Locking is important. If you found that zone 3 needs to run 10 degrees hotter for this particular part due to a die geometry quirk, you lock that value so future material profile updates do not overwrite your hard-won tuning. The system should show a small padlock icon next to any locked parameter so the operator knows it is deliberate and not an oversight.

Version Control and Change Tracking

Why Simple Save-and-Load Is Not Enough

The naive approach — edit a recipe, hit save, done — works until it does not. Someone changes a traction speed by accident. The parts look fine for two hours. Then the wall thickness drifts out of spec and nobody can figure out why because the recipe history is gone.

A proper recipe management system treats every save as a new version. The old version stays readable and restorable. Each version carries a timestamp, an operator ID, a free-text comment field, and a checksum of the full parameter block. The comment field is where discipline lives — "increased die temp 5 deg to fix sag on bottom" tells the next person exactly what happened and why.

Version branching helps when you run the same part with two different resins. Start from version 3.2 of the bottle recipe. Create a branch for the new resin lot, adjust temperatures and screw speed, save as version 3.2-R2. The original 3.2 stays untouched for the standard resin. When the new lot runs out, you switch back to 3.2 without any merging or confusion.

Rollback Procedures and Fail-Safe Defaults

Every machine should have a factory default recipe loaded at power-up.
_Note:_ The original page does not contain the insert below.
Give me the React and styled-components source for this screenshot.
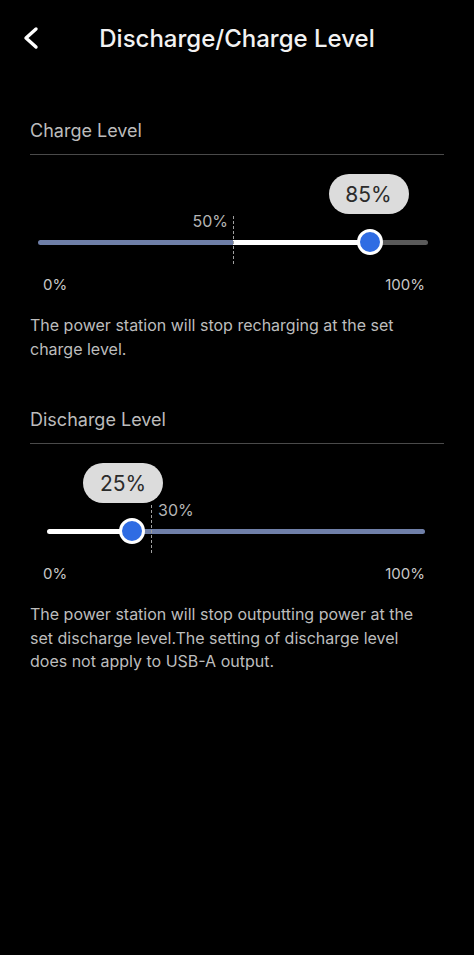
import React from "react";
import styled, { createGlobalStyle } from "styled-components";

const Global = createGlobalStyle`
  body {
    margin: 0;
    background: #000;
  }
`;

const Page = styled.div`
  min-height: 955px;
  background: #000;
  padding: 0 30px;
  box-sizing: border-box;
  font-family: Inter, "Noto Sans", sans-serif;
  color: #bdbdbd;
`;

const Header = styled.div`
  display: grid;
  grid-template-columns: 60px 1fr 60px;
  align-items: center;
  height: 76px;
  margin: 0 -30px;
`;

const Back = styled.button`
  border: none;
  background: none;
  padding: 0 0 0 22px;
  display: flex;
  align-items: center;
  cursor: pointer;
`;

const Title = styled.h1`
  margin: 0;
  font-size: 24px;
  font-weight: 500;
  color: #f2f2f2;
  text-align: center;
  white-space: nowrap;
`;

const Section = styled.section`
  padding-top: ${(p) => p.top}px;
`;

const SectionTitle = styled.h2`
  margin: 0;
  font-size: 18px;
  font-weight: 400;
  line-height: 24px;
  color: #bcbcbc;
  padding-bottom: 11px;
  border-bottom: 1px solid #4a4a4a;
`;

const SliderBox = styled.div`
  position: relative;
  height: 100px;
  margin-top: 19px;
`;

const Track = styled.div`
  position: absolute;
  top: 66px;
  height: 5px;
  display: flex;
  border-radius: 3px;
  overflow: hidden;
`;

const Segment = styled.div`
  height: 100%;
  background: ${(p) => p.color};
`;

const Marker = styled.div`
  position: absolute;
  top: 42px;
  height: 48px;
  border-left: 1.5px dashed #a0a0a0;
`;

const MarkerLabel = styled.span`
  position: absolute;
  top: 38px;
  font-size: 16px;
  color: #b5b5b5;
  line-height: 18px;
  white-space: nowrap;
  ${(p) => (p.side === "left" ? "transform: translateX(-100%); margin-left: -5px;" : "margin-left: 7px;")}
`;

const Thumb = styled.div`
  position: absolute;
  top: 55px;
  width: 20px;
  height: 20px;
  margin-left: -13px;
  border-radius: 50%;
  background: #2f6ce3;
  border: 3px solid #fff;
`;

const Bubble = styled.div`
  position: absolute;
  top: 0;
  width: 80px;
  height: 40px;
  transform: translateX(-50%);
  border-radius: 20px;
  background: #dcdcdc;
  color: #2b2b2b;
  font-size: 21px;
  display: flex;
  align-items: center;
  justify-content: center;
`;

const Scale = styled.div`
  display: flex;
  justify-content: space-between;
  padding: 0 19px 0 13px;
  margin-top: 1px;
  font-size: 15px;
  line-height: 20px;
  color: #c8c8c8;
`;

const Note = styled.p`
  margin: 19px 0 0;
  padding-right: 12px;
  font-size: 16px;
  line-height: 23.5px;
  color: #bdbdbd;
`;

const Chevron = () => (
  <svg width="18" height="24" viewBox="0 0 18 24">
    <path
      d="M14 3 L4 12 L14 21"
      fill="none"
      stroke="#fff"
      strokeWidth="3.4"
      strokeLinecap="round"
      strokeLinejoin="round"
    />
  </svg>
);

const LevelSlider = ({ slider }) => {
  const { origin, unit, track, segments, value, marker, bubbleShift, labelSide } = slider;
  const at = (v) => origin + unit * v;
  const trackLeft = track[0];
  const trackWidth = track[1] - track[0];

  return (
    <SliderBox>
      <Track style={{ left: trackLeft, width: trackWidth }}>
        {segments.map((s, i) => {
          const from = Math.max(at(s.from), trackLeft);
          const to = Math.min(at(s.to), track[1]);
          return <Segment key={i} color={s.color} style={{ width: to - from }} />;
        })}
      </Track>
      <Marker style={{ left: at(marker) }} />
      <MarkerLabel side={labelSide} style={{ left: at(marker) }}>
        {marker}%
      </MarkerLabel>
      <Thumb style={{ left: at(value) }} />
      <Bubble style={{ left: at(value) + bubbleShift }}>{value}%</Bubble>
    </SliderBox>
  );
};

const BLUE = "#6f7fa8";
const WHITE = "#ffffff";
const GREY = "#5a5a5a";

const sliders = [
  {
    key: "charge",
    title: "Charge Level",
    top: 43,
    origin: 8,
    unit: 3.9,
    track: [8, 398],
    value: 85,
    marker: 50,
    labelSide: "left",
    bubbleShift: -1,
    segments: [
      { from: 0, to: 50, color: BLUE },
      { from: 50, to: 85, color: WHITE },
      { from: 85, to: 100, color: GREY },
    ],
    note: "The power station will stop recharging at the set charge level.",
  },
  {
    key: "discharge",
    title: "Discharge Level",
    top: 47,
    origin: 7,
    unit: 3.8,
    track: [17, 395],
    value: 25,
    marker: 30,
    labelSide: "right",
    bubbleShift: -9,
    segments: [
      { from: -10, to: 25, color: WHITE },
      { from: 25, to: 110, color: BLUE },
    ],
    note: "The power station will stop outputting power at the set discharge level.The setting of discharge level does not apply to USB-A output.",
  },
];

export default function App() {
  return (
    <>
      <Global />
      <Page>
        <Header>
          <Back aria-label="Back">
            <Chevron />
          </Back>
          <Title>Discharge/Charge Level</Title>
          <span />
        </Header>
        {sliders.map((s) => (
          <Section key={s.key} top={s.top}>
            <SectionTitle>{s.title}</SectionTitle>
            <LevelSlider slider={s} />
            <Scale>
              <span>0%</span>
              <span>100%</span>
            </Scale>
            <Note>{s.note}</Note>
          </Section>
        ))}
      </Page>
    </>
  );
}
This is not a production recipe — it is a safe-state set of parameters that keeps the extruder running at low speed, all heaters off, and all motions disabled. If the operator selects a corrupted recipe or the HMI crashes mid-load, the machine falls back to this safe state instead of lurching into full production with unknown values.

The rollback process itself should be fast. Operator selects the part, taps "show history," picks the version from two days ago that was known good, confirms, and the machine reloads in under 10 seconds. If rollback takes more than 30 seconds or requires a controller reboot, operators will not use it — they will try to tweak the bad recipe live, which almost always makes things worse.

Access Levels and Permission Architecture

Separating Operator, Engineer, and Maintenance Roles

A blow molding machine has three distinct user types and they should not share the same login. The operator needs to start cycles, adjust speed override, load recipes, and acknowledge alarms. That is it. They should not see PID gains, servo feedforward terms, or die pressure calibration offsets.

The process engineer needs full recipe edit access, including locked parameters, material profile management, and trend review. They should also be able to create new recipes from scratch or clone an existing one with a new name.

The maintenance technician needs a different view entirely — motor currents, encoder feedback, drive fault logs, and mechanical limit switches. They do not need to change temperatures or blow pressures. Giving them access to process parameters creates risk without benefit.

Implement this with role-based login on the HMI. Each role maps to a permission set that the controller enforces, not just the screen. Even if the operator somehow navigates to the engineering screen through a back door in the menu, the controller rejects any command that falls outside their permission set. Screen-level hiding is not enough — the command parser has to know who is talking.